[begin INFORMATION PROVIDED]

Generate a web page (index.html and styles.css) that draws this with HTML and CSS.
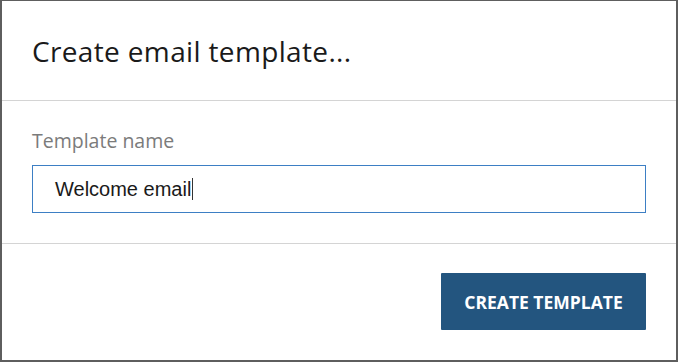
FILE: index.html
```html
<!DOCTYPE html>
<html>
<head>
<meta charset="utf-8">
<link rel="stylesheet" href="styles.css">
</head>
<body>
<div class="dialog">
  <div class="dialog-header">
    <h1 class="dialog-title">Create email template...</h1>
  </div>
  <div class="dialog-body">
    <label class="field-label" for="tpl">Template name</label>
    <div class="field-input"><span class="field-value">Welcome email</span><span class="caret"></span></div>
  </div>
  <div class="dialog-footer">
    <button class="btn-primary">CREATE TEMPLATE</button>
  </div>
</div>
</body>
</html>
```
FILE: styles.css
```css
html, body {
  margin: 0;
  padding: 0;
  background: #ffffff;
}
.dialog {
  width: 678px;
  height: 362px;
  box-sizing: border-box;
  border-style: solid;
  border-color: #5e5e5e;
  border-width: 1px 2px 2px 2px;
  display: flex;
  flex-direction: column;
  font-family: "Open Sans", sans-serif;
}
.dialog-header {
  height: 100px;
  flex: none;
  box-sizing: border-box;
  border-bottom: 1px solid #d4d4d4;
  padding-left: 30px;
  display: flex;
  align-items: center;
}
.dialog-title {
  margin: 0;
  font-size: 28px;
  letter-spacing: 0.35px;
  font-weight: 400;
  color: #1a1a1a;
  line-height: 38px;
}
.dialog-body {
  height: 143px;
  flex: none;
  box-sizing: border-box;
  border-bottom: 1px solid #d4d4d4;
  padding: 27px 30px 0 30px;
  display: flex;
  flex-direction: column;
}
.field-label {
  font-size: 19.5px;
  color: #7b7b7b;
  line-height: 26px;
}
.field-input {
  margin-top: 11px;
  height: 48px;
  box-sizing: border-box;
  border: 1px solid #3d7fc4;
  padding-left: 22px;
  display: flex;
  align-items: center;
  font-family: "Liberation Sans", Arial, sans-serif;
  font-size: 20px;
  color: #1a1a1a;
}
.caret {
  display: inline-block;
  width: 1px;
  height: 22px;
  background: #333;
  margin-left: 1px;
}
.dialog-footer {
  flex: 1;
  display: flex;
  justify-content: flex-end;
  align-items: flex-start;
  padding: 29px 30px 0 0;
}
.btn-primary {
  width: 205px;
  height: 57px;
  border: none;
  border-radius: 1px;
  background: #23557f;
  color: #ffffff;
  font-family: "Open Sans", sans-serif;
  font-weight: 700;
  font-size: 17.5px;
  padding: 0;
  cursor: pointer;
}
```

[end INFORMATION PROVIDED]

Send back the data above word for word, with the pictures left out.

Generate a web page (index.html and styles.css) that draws this with HTML and CSS.
FILE: index.html
```html
<!DOCTYPE html>
<html>
<head>
<meta charset="utf-8">
<link rel="stylesheet" href="styles.css">
</head>
<body>
<div class="dialog">
  <div class="dialog-header">
    <h1 class="dialog-title">Create email template...</h1>
  </div>
  <div class="dialog-body">
    <label class="field-label" for="tpl">Template name</label>
    <div class="field-input"><span class="field-value">Welcome email</span><span class="caret"></span></div>
  </div>
  <div class="dialog-footer">
    <button class="btn-primary">CREATE TEMPLATE</button>
  </div>
</div>
</body>
</html>
```
FILE: styles.css
```css
html, body {
  margin: 0;
  padding: 0;
  background: #ffffff;
}
.dialog {
  width: 678px;
  height: 362px;
  box-sizing: border-box;
  border-style: solid;
  border-color: #5e5e5e;
  border-width: 1px 2px 2px 2px;
  display: flex;
  flex-direction: column;
  font-family: "Open Sans", sans-serif;
}
.dialog-header {
  height: 100px;
  flex: none;
  box-sizing: border-box;
  border-bottom: 1px solid #d4d4d4;
  padding-left: 30px;
  display: flex;
  align-items: center;
}
.dialog-title {
  margin: 0;
  font-size: 28px;
  letter-spacing: 0.35px;
  font-weight: 400;
  color: #1a1a1a;
  line-height: 38px;
}
.dialog-body {
  height: 143px;
  flex: none;
  box-sizing: border-box;
  border-bottom: 1px solid #d4d4d4;
  padding: 27px 30px 0 30px;
  display: flex;
  flex-direction: column;
}
.field-label {
  font-size: 19.5px;
  color: #7b7b7b;
  line-height: 26px;
}
.field-input {
  margin-top: 11px;
  height: 48px;
  box-sizing: border-box;
  border: 1px solid #3d7fc4;
  padding-left: 22px;
  display: flex;
  align-items: center;
  font-family: "Liberation Sans", Arial, sans-serif;
  font-size: 20px;
  color: #1a1a1a;
}
.caret {
  display: inline-block;
  width: 1px;
  height: 22px;
  background: #333;
  margin-left: 1px;
}
.dialog-footer {
  flex: 1;
  display: flex;
  justify-content: flex-end;
  align-items: flex-start;
  padding: 29px 30px 0 0;
}
.btn-primary {
  width: 205px;
  height: 57px;
  border: none;
  border-radius: 1px;
  background: #23557f;
  color: #ffffff;
  font-family: "Open Sans", sans-serif;
  font-weight: 700;
  font-size: 17.5px;
  padding: 0;
  cursor: pointer;
}
```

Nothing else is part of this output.